Mais comme une mauvaise habitude qui colle à la peau, une nouvelle faute bayonnaise va permettre au buteur Palois de passer la pénalité du retour (24-19).
On verra un beau débordement de Spring, une chandelle de Tiberghien, un en-avant d’Attissogbe, repris devant et 3 points de mieux pour Lopez (27-19).
Les 10 dernières minutes vont tomber dans l’à peu près, beaucoup de fautes de mains, d’erreurs techniques, de pénalités de part et d’autres qui deviennent les points de suspension d’un match qui se traîne en langueur pluvieuse.
Desperes va avoir une première occasion – juste avant le coup de sifflet final- de réduire le score et de permettre à son équipe d’obtenir le bonus défensif, ratée !!
Mais ce n’était que partie remise, le buteur palois, va bénéficier de la grande mansuétude bayonnaise pour avoir une nouvelle chance et arracher la petite queue de Mickey qu’ils étaient venus chercher (27-22).
Sur cette dernière pénalité, Adrien Marbot, impeccable de bout en bout, va siffler la fin du match.

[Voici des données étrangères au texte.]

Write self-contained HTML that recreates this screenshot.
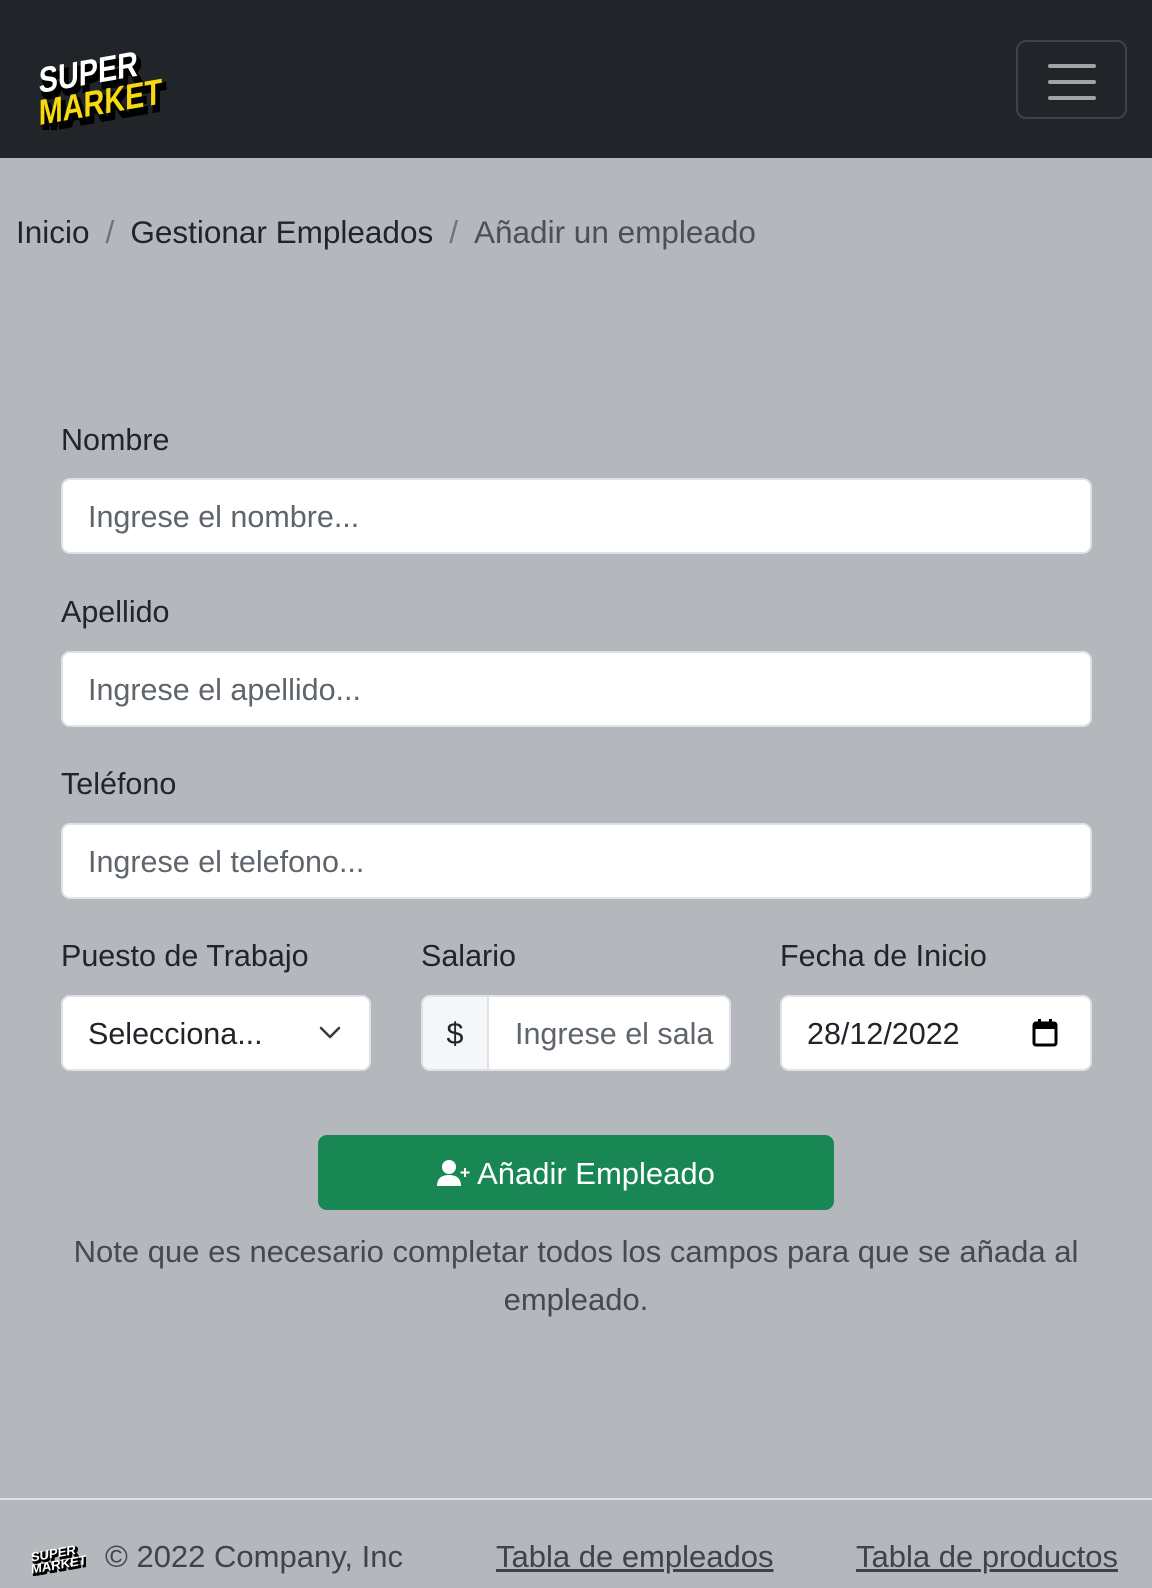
<!DOCTYPE html>
<html><head><meta charset="utf-8"><style>
*{box-sizing:border-box;margin:0;padding:0}
body{width:1152px;height:1588px;background:#b4b7bc;font-family:"Liberation Sans","DejaVu Sans",sans-serif;color:#212529;position:relative;overflow:hidden}
.nav{position:absolute;left:0;top:0;width:1152px;height:158px;background:#212529}
.tog{position:absolute;left:1016px;top:40px;width:111px;height:79px;border:2px solid #3f4349;border-radius:10px}
.tog i{position:absolute;left:30px;width:48px;height:4px;border-radius:2px;background:#a3a4a6}
.a{position:absolute;white-space:nowrap}
.bc{top:214px;left:16px;font-size:31.5px;color:#212529}
.bc span{color:#6c757d;padding:0 16px}
.bc .act{color:#4b5058;padding:0}
.lbl{font-size:30.5px;color:#212529}
.in{position:absolute;background:#fff;border:2px solid #dee2e6;border-radius:9px;height:76px;font-size:30.5px;color:#5f656c;padding-left:25px;line-height:74px;overflow:hidden;white-space:nowrap}
.btn{position:absolute;left:318px;top:1135px;width:516px;height:75px;background:#198754;border-radius:9px;color:#fff;font-size:31px;text-align:center;line-height:77px}
.note{position:absolute;left:30px;width:1092px;top:1228px;text-align:center;font-size:31px;line-height:48px;color:#454a51}
.foot{position:absolute;top:1498px;left:0;width:1152px;height:2px;background:#dee2e6}
.fl{font-size:31px;color:#3f444b;top:1539px}
.fl u{text-decoration:underline}
</style></head><body>
<div class="nav">
<svg style="position:absolute;left:34px;top:30px" width="150" height="100" viewBox="0 0 150 100">
<g transform="skewY(-10) translate(0,18)">
<text x="10" y="52" font-family="Liberation Sans" font-weight="bold" font-size="36" fill="#000" transform="scale(0.8,1)" stroke="#000" stroke-width="4">SUPER</text>
<text x="10" y="84" font-family="Liberation Sans" font-weight="bold" font-size="36" fill="#000" transform="scale(0.8,1)" stroke="#000" stroke-width="4">MARKET</text>
<text x="6" y="46" font-family="Liberation Sans" font-weight="bold" font-size="36" fill="#fff" transform="scale(0.8,1)">SUPER</text>
<text x="6" y="78" font-family="Liberation Sans" font-weight="bold" font-size="36" fill="#f6d90f" transform="scale(0.8,1)">MARKET</text>
</g></svg>
<div class="tog"><i style="top:22px"></i><i style="top:38px"></i><i style="top:54px"></i></div>
</div>
<div class="a bc">Inicio<span>/</span>Gestionar Empleados<span>/</span><b class="act" style="font-weight:normal">Añadir un empleado</b></div>

<div class="a lbl" style="left:61px;top:423px">Nombre</div>
<div class="in" style="left:61px;top:478px;width:1031px">Ingrese el nombre...</div>
<div class="a lbl" style="left:61px;top:595px">Apellido</div>
<div class="in" style="left:61px;top:651px;width:1031px">Ingrese el apellido...</div>
<div class="a lbl" style="left:61px;top:767px">Teléfono</div>
<div class="in" style="left:61px;top:823px;width:1031px">Ingrese el telefono...</div>

<div class="a lbl" style="left:61px;top:939px">Puesto de Trabajo</div>
<div class="in" style="left:61px;top:995px;width:310px;color:#212529">Selecciona...
<svg style="position:absolute;right:28px;top:28px" width="22" height="16" viewBox="0 0 22 16"><path d="M2 3l9 9 9-9" fill="none" stroke="#343a40" stroke-width="2.5" stroke-linecap="round" stroke-linejoin="round"/></svg></div>
<div class="a lbl" style="left:421px;top:939px">Salario</div>
<div class="in" style="left:421px;top:995px;width:310px;padding-left:92px">Ingrese el sala
<div style="position:absolute;left:0;top:0;width:66px;height:72px;background:#f5f6f8;border-right:2px solid #dee2e6;color:#212529;text-align:center">$</div></div>
<div class="a lbl" style="left:780px;top:939px">Fecha de Inicio</div>
<div class="in" style="left:780px;top:995px;width:312px;color:#212529">28/12/2022
<svg style="position:absolute;right:32px;top:22px" width="26" height="28" viewBox="0 0 26 28"><rect x="2" y="4" width="22" height="22" rx="2" fill="none" stroke="#000" stroke-width="3"/><rect x="2" y="4" width="22" height="6" fill="#000"/><rect x="6" y="0" width="3" height="6" fill="#000"/><rect x="17" y="0" width="3" height="6" fill="#000"/></svg></div>

<div class="btn"><svg width="34" height="28" viewBox="0 0 34 28" style="vertical-align:-3px;margin-right:6px"><circle cx="12" cy="8" r="7" fill="#fff"/><path d="M0 27c0-8 5-11 12-11s12 3 12 11z" fill="#fff"/><path d="M28 9v9M23.5 13.5h9" stroke="#fff" stroke-width="2"/></svg>Añadir Empleado</div>
<div class="note">Note que es necesario completar todos los campos para que se añada al<br>empleado.</div>

<div class="foot"></div>
<svg style="position:absolute;left:30px;top:1538px" width="56" height="38" viewBox="0 0 56 38"><g transform="skewY(-10) translate(0,8)"><text x="3" y="18" font-family="Liberation Sans" font-weight="bold" font-size="13" fill="#000" stroke="#000" stroke-width="2">SUPER</text><text x="3" y="30" font-family="Liberation Sans" font-weight="bold" font-size="13" fill="#000" stroke="#000" stroke-width="2">MARKET</text><text x="1" y="16" font-family="Liberation Sans" font-weight="bold" font-size="13" fill="#fff">SUPER</text><text x="1" y="28" font-family="Liberation Sans" font-weight="bold" font-size="13" fill="#fff">MARKET</text></g></svg>
<div class="a fl" style="left:105px">© 2022 Company, Inc</div>
<div class="a fl" style="left:496px"><u>Tabla de empleados</u></div>
<div class="a fl" style="left:856px"><u>Tabla de productos</u></div>
</body></html>
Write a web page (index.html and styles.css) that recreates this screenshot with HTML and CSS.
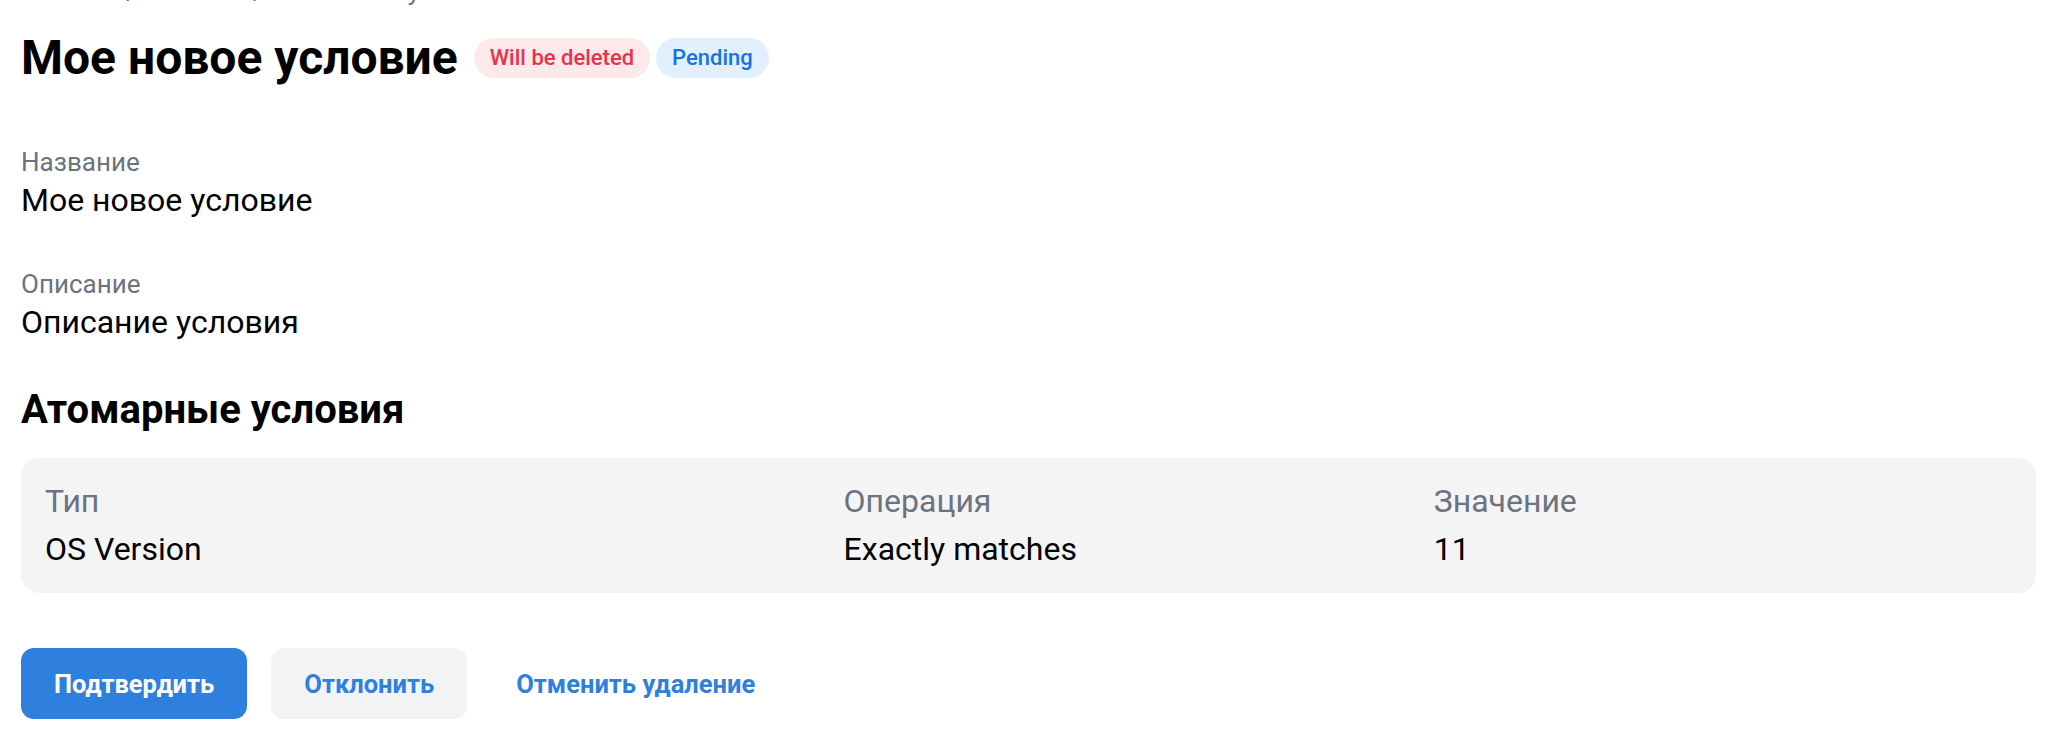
FILE: index.html
```html
<!DOCTYPE html>
<html lang="ru">
<head>
<meta charset="utf-8">
<title>Мое новое условие</title>
<link rel="stylesheet" href="styles.css">
</head>
<body>
<main class="page">
  <div class="breadcrumb">Главная / Условия / Мое новое условие</div>
  <div class="title-row">
    <h1 class="title">Мое новое условие</h1>
    <span class="badge badge-red">Will be deleted</span>
    <span class="badge badge-blue">Pending</span>
  </div>

  <div class="field field-first">
    <div class="field-label">Название</div>
    <div class="field-value">Мое новое условие</div>
  </div>
  <div class="field">
    <div class="field-label">Описание</div>
    <div class="field-value">Описание условия</div>
  </div>

  <h2 class="section-title">Атомарные условия</h2>
  <div class="atoms">
    <div class="atom-col">
      <div class="atom-label">Тип</div>
      <div class="atom-value">OS Version</div>
    </div>
    <div class="atom-col">
      <div class="atom-label">Операция</div>
      <div class="atom-value">Exactly matches</div>
    </div>
    <div class="atom-col">
      <div class="atom-label">Значение</div>
      <div class="atom-value">11</div>
    </div>
  </div>

  <div class="actions">
    <button class="btn btn-primary">Подтвердить</button>
    <button class="btn btn-secondary">Отклонить</button>
    <button class="btn btn-link">Отменить удаление</button>
  </div>
</main>
</body>
</html>
```

FILE: styles.css
```css
* { box-sizing: border-box; }
html, body { margin: 0; padding: 0; background: #ffffff; }
body {
  font-family: Roboto, "Noto Sans", "Liberation Sans", sans-serif;
  color: #000000;
  overflow: hidden;
}
.page {
  padding: 0 22px 0 21px;
}
.breadcrumb {
  margin-top: -25px;
  font-size: 26px;
  line-height: 32px;
  color: #6b7280;
}
.title-row {
  margin-top: 21px;
  display: flex;
  align-items: center;
}
.title {
  margin: 0 16px 0 0;
  font-size: 48px;
  line-height: 59px;
  font-weight: 700;
}
.badge {
  display: inline-flex;
  align-items: center;
  height: 40px;
  padding: 0 16px;
  border-radius: 20px;
  font-size: 22px;
  font-weight: 500;
  margin-right: 6px;
}
.badge-red { background: #fde8ea; color: #e8334a; }
.badge-blue { background: #e2effd; color: #1473e6; }

.field { margin-top: 46px; }
.field-first { margin-top: 57px; }
.field-label {
  font-size: 26px;
  line-height: 36px;
  color: #6b7280;
}
.field-value {
  font-size: 32px;
  line-height: 40px;
}
.section-title {
  margin: 45px 0 0 0;
  font-size: 40px;
  line-height: 46px;
  font-weight: 700;
}
.atoms {
  margin-top: 25px;
  background: #f4f4f5;
  border-radius: 18px;
  padding: 23px 24px 24px 24px;
  display: grid;
  grid-template-columns: 406fr 300fr 294fr;
}
.atom-label {
  font-size: 32px;
  line-height: 40px;
  color: #6b7280;
}
.atom-value {
  margin-top: 8px;
  font-size: 32px;
  line-height: 40px;
}
.actions {
  margin-top: 55px;
  display: flex;
  gap: 24px;
}
.btn {
  height: 71px;
  border: none;
  border-radius: 13px;
  font-family: inherit;
  font-size: 25.5px;
  font-weight: 700;
  padding: 0 33px;
  cursor: pointer;
}
.btn-primary { background: #2f80de; color: #ffffff; }
.btn-secondary { background: #f1f3f5; color: #2f80de; }
.btn-link { background: transparent; color: #2f80de; padding: 0 25px; }
```
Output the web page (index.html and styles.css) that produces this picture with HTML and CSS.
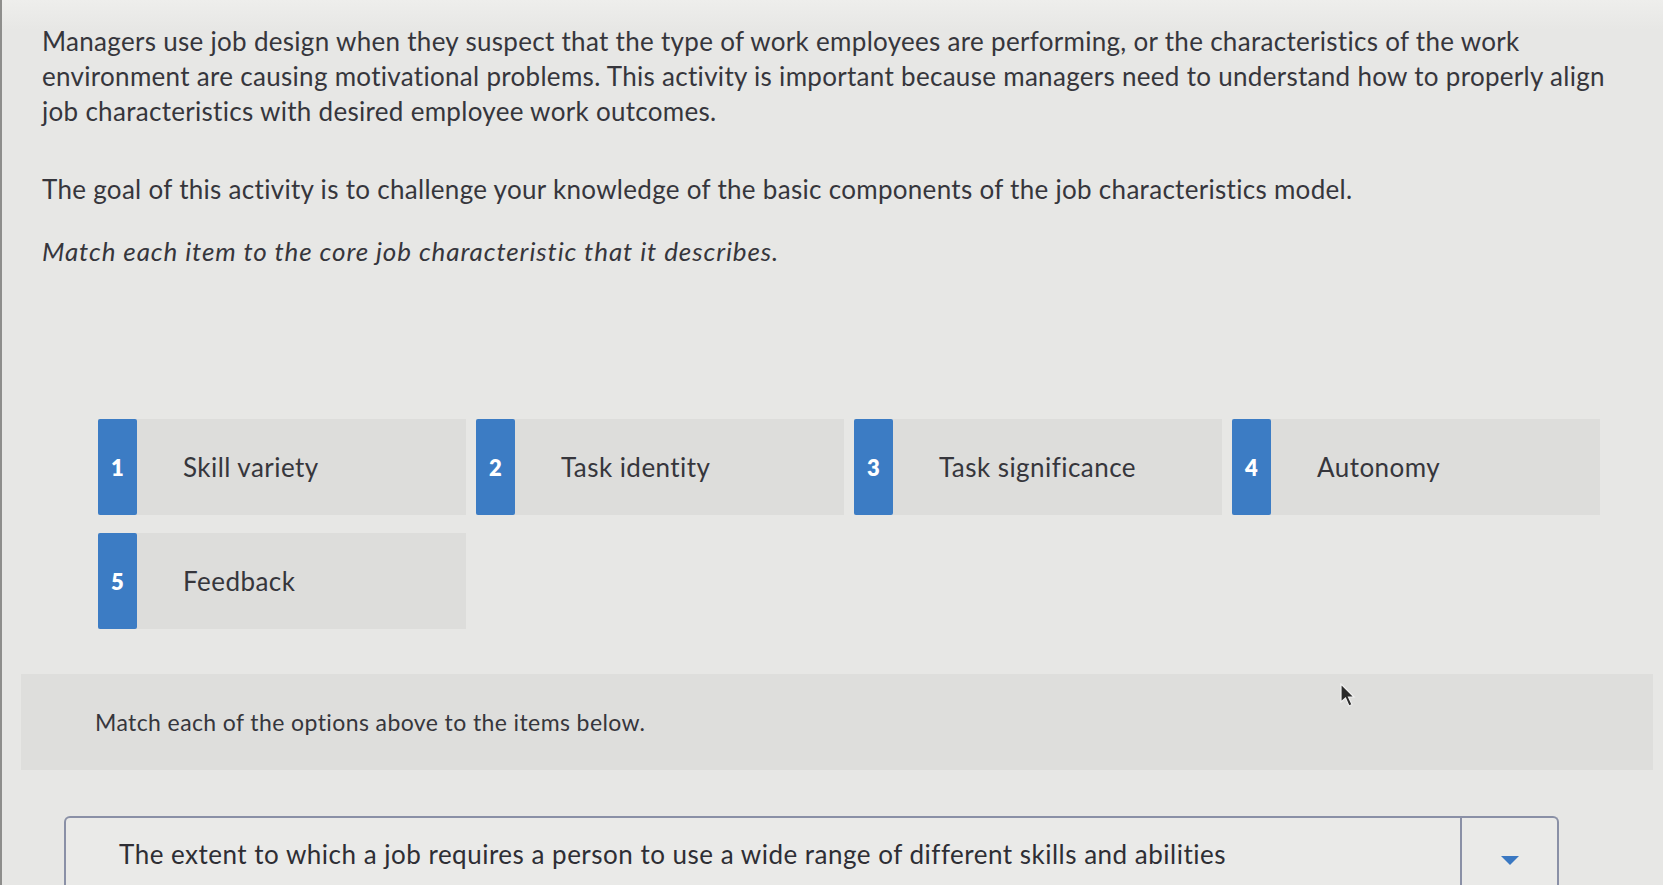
FILE: index.html
```html
<!DOCTYPE html>
<html lang="en">
<head>
<meta charset="utf-8">
<title>Job characteristics matching</title>
<link rel="stylesheet" href="styles.css">
</head>
<body>
<div class="page">
  <section class="intro">
    <p class="lead">Managers use job design when they suspect that the type of work employees are performing, or the characteristics of the work environment are causing motivational problems. This activity is important because managers need to understand how to properly align job characteristics with desired employee work outcomes.</p>
    <p class="goal">The goal of this activity is to challenge your knowledge of the basic components of the job characteristics model.</p>
    <p class="instr">Match each item to the core job characteristic that it describes.</p>
  </section>

  <section class="options">
    <div class="card"><span class="badge">1</span><span class="label">Skill variety</span></div>
    <div class="card"><span class="badge">2</span><span class="label">Task identity</span></div>
    <div class="card"><span class="badge">3</span><span class="label">Task significance</span></div>
    <div class="card"><span class="badge">4</span><span class="label">Autonomy</span></div>
    <div class="card"><span class="badge">5</span><span class="label">Feedback</span></div>
  </section>

  <section class="panel">
    <p>Match each of the options above to the items below.</p>
  </section>

  <section class="items">
    <div class="select">
      <div class="select-text">The extent to which a job requires a person to use a wide range of different skills and abilities</div>
      <div class="select-arrow"><span class="tri"></span></div>
    </div>
  </section>

  <svg class="cursor" width="18" height="26" viewBox="0 0 18 26"><path d="M1 1 L1 19 L5.5 15 L9 23 L12 21.5 L8.5 14 L14 14 Z" fill="#2b2b2b" stroke="#f0f0f0" stroke-width="1.2"/></svg>
</div>
</body>
</html>
```

FILE: styles.css
```css
html, body {
  margin: 0;
  padding: 0;
  height: 100%;
  overflow: hidden;
}
body {
  background: #e7e7e5;
  font-family: Lato, "Open Sans", "Liberation Sans", sans-serif;
  color: #36363c;
}
.page {
  position: relative;
  height: 885px;
  border-left: 2px solid #8e8e8c;
  box-sizing: border-box;
  background: linear-gradient(#eeeeec 0, #e7e7e5 30px);
}
.intro {
  padding: 24px 0 0 40px;
  width: 1600px;
}
.intro p {
  margin: 0;
  font-size: 26px;
  line-height: 35px;
  letter-spacing: 0.3px;
}
.goal { margin-top: 43px !important; }
.instr {
  margin-top: 27px !important;
  font-style: italic;
  letter-spacing: 0.9px !important;
}
.options {
  display: grid;
  grid-template-columns: repeat(4, 368px);
  column-gap: 10px;
  row-gap: 18px;
  margin: 150px 0 0 96px;
}
.card {
  display: flex;
  align-items: center;
  height: 96px;
  background: #dddddb;
}
.badge {
  flex: 0 0 39px;
  align-self: stretch;
  display: flex;
  align-items: center;
  justify-content: center;
  background: #3c7cc4;
  color: #fff;
  font-weight: 800;
  font-size: 22px;
  border-radius: 2px;
}
.label {
  padding-left: 46px;
  font-size: 26px;
  letter-spacing: 0.45px;
}
.panel {
  margin: 45px 10px 0 19px;
  height: 96px;
  background: #dededc;
  display: flex;
  align-items: center;
}
.panel p {
  margin: 0;
  padding-left: 74px;
  font-size: 23px;
  letter-spacing: 0.4px;
}
.items {
  margin: 46px 0 0 62px;
}
.select {
  display: flex;
  width: 1495px;
  height: 80px;
  border: 2px solid #8a90a6;
  border-bottom: none;
  border-radius: 6px 6px 0 0;
  box-sizing: border-box;
  background: #eaeae8;
}
.select-text {
  flex: 1;
  padding: 20px 0 0 53px;
  font-size: 26px;
  letter-spacing: 0.5px;
  color: #2e2e34;
}
.select-arrow {
  flex: 0 0 97px;
  border-left: 2px solid #8a90a6;
  display: flex;
  justify-content: center;
  padding-top: 38px;
  box-sizing: border-box;
}
.tri {
  width: 0;
  height: 0;
  border-left: 9px solid transparent;
  border-right: 9px solid transparent;
  border-top: 9px solid #3a78c2;
}
.cursor {
  position: absolute;
  left: 1338px;
  top: 683px;
}
```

Pau se satisfait de son accessit comptable et Bayonne engrange quatre nouveaux points, le portant à une victoire bonifiée de son poursuivant direct, Castres, qui pourrait être l’équipe adverse du futur barrage tant espéré et tellement attendu.
Le résultat est conforme à la physionomie du match, Bayonne a dominé les phases de conquête, a plus et mieux occupé le terrain et surtout a eu plus d’occasions d’essais. Il en a concrétisé trois alors que Pau n’a eu qu’une seule et unique occasion d’essai.
Les fautes bayonnaises et la fiabilité de Desperes ont permis aux béarnais de rester dans le match et de toujours espérer grappiller au minimum un point, qu’ils ont réussi à prendre au bout du compte.
Il reste quatre matchs, dont un déplacement à Castres, beaucoup tirent déjà de nombreux plans sur une comète inconnue, laissons-la faire sa révolution tranquillement, on aura le temps d’y revenir d’ici début juin.
Rien ne presse, savourons chaque jour qui passe et apprécions le fait de ne pas craindre une fin de saison mais plutôt d’en caresser toutes les promesses.
Le week-end prochain c’est repos avant de reprendre le marathon du championnat du côté de La Défense Arena et son terrain synthétique.